A key environmental issue that prevents the world from having an “Island Civilization” is habitat destruction.  Humans, all over the world, are destroying natural habitats for their own well-being.  Natural habitats are being ruined to support farming, mining, logging, and urban sprawl.  The number one cause for habitat destruction is the expansion of agriculture. Habitat destruction is ranked as the number one cause of the extinction of species worldwide.

Habitat destruction has escalated over the past 30 years due to the growth of the sugar industry and the urban sprawl along Florida's east coast.  The government provides subsidies that eliminate any foreign competition.  Furthermore, the subsidies ensure a minimum selling price for sugar.  The industry is so closely linked to lawmakers that they are also permitted cheap water prices since they require such large amounts.

The Everglades was a “river of grass” that flowed 60 miles wide.  The tip of the Everglades is marked at present day Orlando and it extends down into the Florida Keys.  Lake Okeechobee and rainwater fund the Everglades.  Until the 1990s Florida’s Everglades was an expansive, natural habitat for many species.  The land was bustling with alligators, crocodiles, wading birds, tropical fish, and many other forms of wildlife and plants before people started developing the territory.  The new railroad system brought many new people to area which was cause for expansion.  However, this expansion infringed into the Everglades ecosystem.  After a few decades, half of the ecosystem was nonexistent due to the recent developments.  The southwestern corner was on life support through manmade canals.  The canals assisted draining the Everglades since the natural drainage system had been destroyed.
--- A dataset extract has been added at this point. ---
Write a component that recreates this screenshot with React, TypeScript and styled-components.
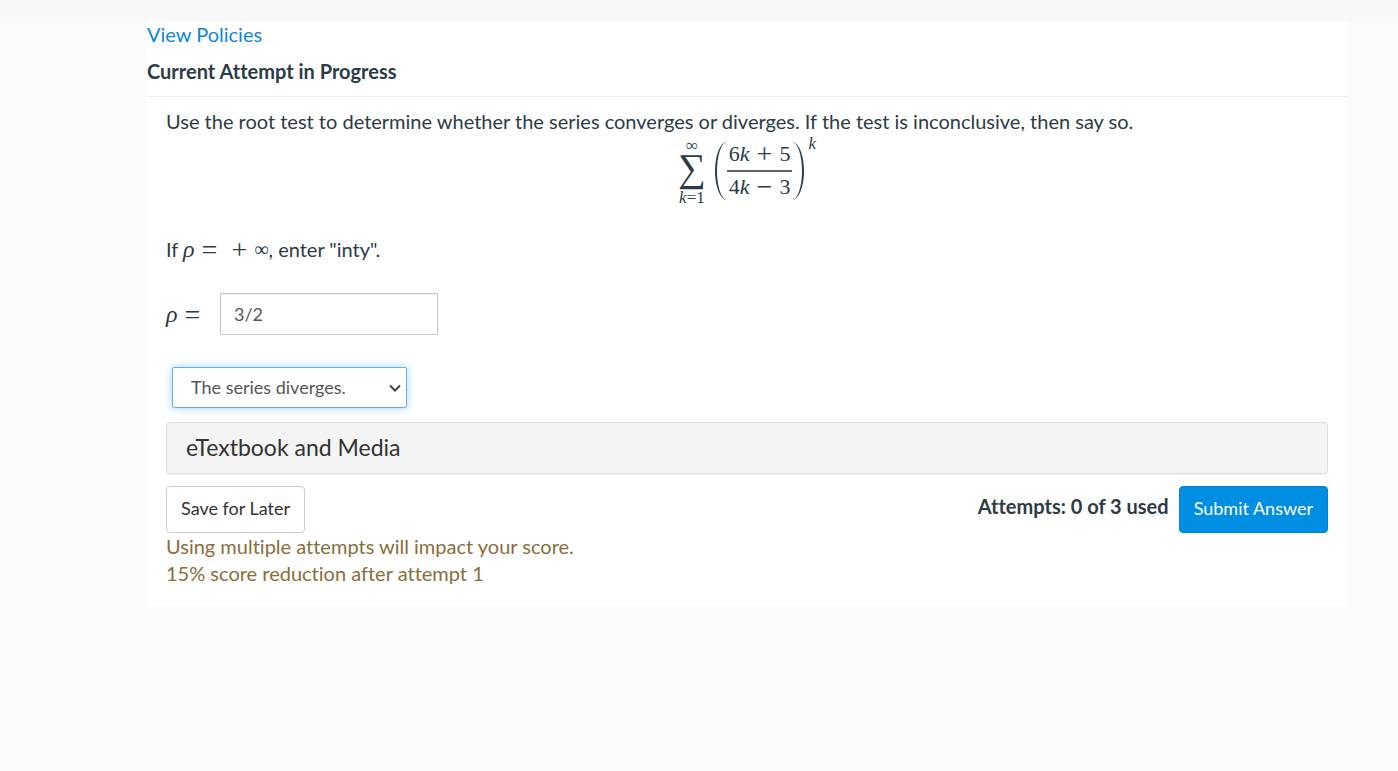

If we lived in the ideal “Island Civilization” there would be no need for laws and manmade canals to attempt to protect these natural areas.  Humans can try to protect natural wildlife as they want but it never works.  In an “Island Civilization” all of the humans would leave the natural zones in peace.  The peace would then allow the Everglades to return to its former glory with a width of 60 miles.


Monday, August 20, 2012

Island Civilization


Roderick Frazier Nash’s Island Civilization: A Vision for Human Occupancy of Earth in the Fourth Millennium highlights several key events during the first three millenniums and how the fourth could turn out.  Humans developed their dominance over the years and continue to assert it.  Overtime they separated themselves from nature and the wilderness.  During the second millennium several laws were passed that forced humans to reassess their dominant role in nature.  They were forced to look at other life forms as important.  Today, we have progressed into viewing the world as a something that needs to be taken care of.

After evaluating the first three millenniums Nash continues to discuss the options for the fourth millennium.  Nash does not want the world to turn into a ‘wasteland’ where everything is trashed.  However, “humans have proved to be terrible neighbors,” who tend to destroy all the resources around them.  Only “pathetic remnants” would be able to live in a world as corrupt and polluted as the wasteland scenario suggests.  The world could also progress into a ‘garden scenario’ where humans control all of nature and society become anthropocentric.  Humans technological advances seem to become more controlling as they progress.  People say the power and control humans currently have over nature is dangerous.  The third scenario is the “future primitive” where humans would once again become “hunters and gatherers.”  Technology would not become nonexistent but humans would have to learn how to use it in a more responsible way according to Henry David Thoreau.  In Nash’s “dream world” an Island Civilization will occur in which humans will live on islands separate from the environment.  For this scenario to occur the population will have to be eliminated down to 1.5 billion people, which is about a quarter of the current population.

Reading Nash’s Island Civilization opened my eyes to the world’s potential.  The world could develop in so many different ways by the fourth millennium and it is up to us today to help it evolve.  I do not see Nash’s Island Civilization as a practical outcome but I do think humans are trying to become more conservative.  Therefore, the world shouldn’t develop into a complete wasteland.  Furthermore, I do not seeing humans as opting for isolation on these islands he is proposing.  Technology is ever evolving which is why humans will not stop improvements in technology so they can use it more wisely.  Therefore, the most logical scenario seems to be the garden scenario.  The garden scenario will let the humans have complete control and biodiversity will become extinct.

One part of the Island Civilization scenario that would be most beneficial to the evolving planet would be to cut our population.  More than one billion people are added to the earth every fifteen years.  If we continue at this drastic rate there will be no hope to conserve any parts of the Earth’s natural resources.  Furthermore, I agree that we should learn to use technology more wisely.  We continue to advance but we never assess the detrimental effects we could be causing to the environment.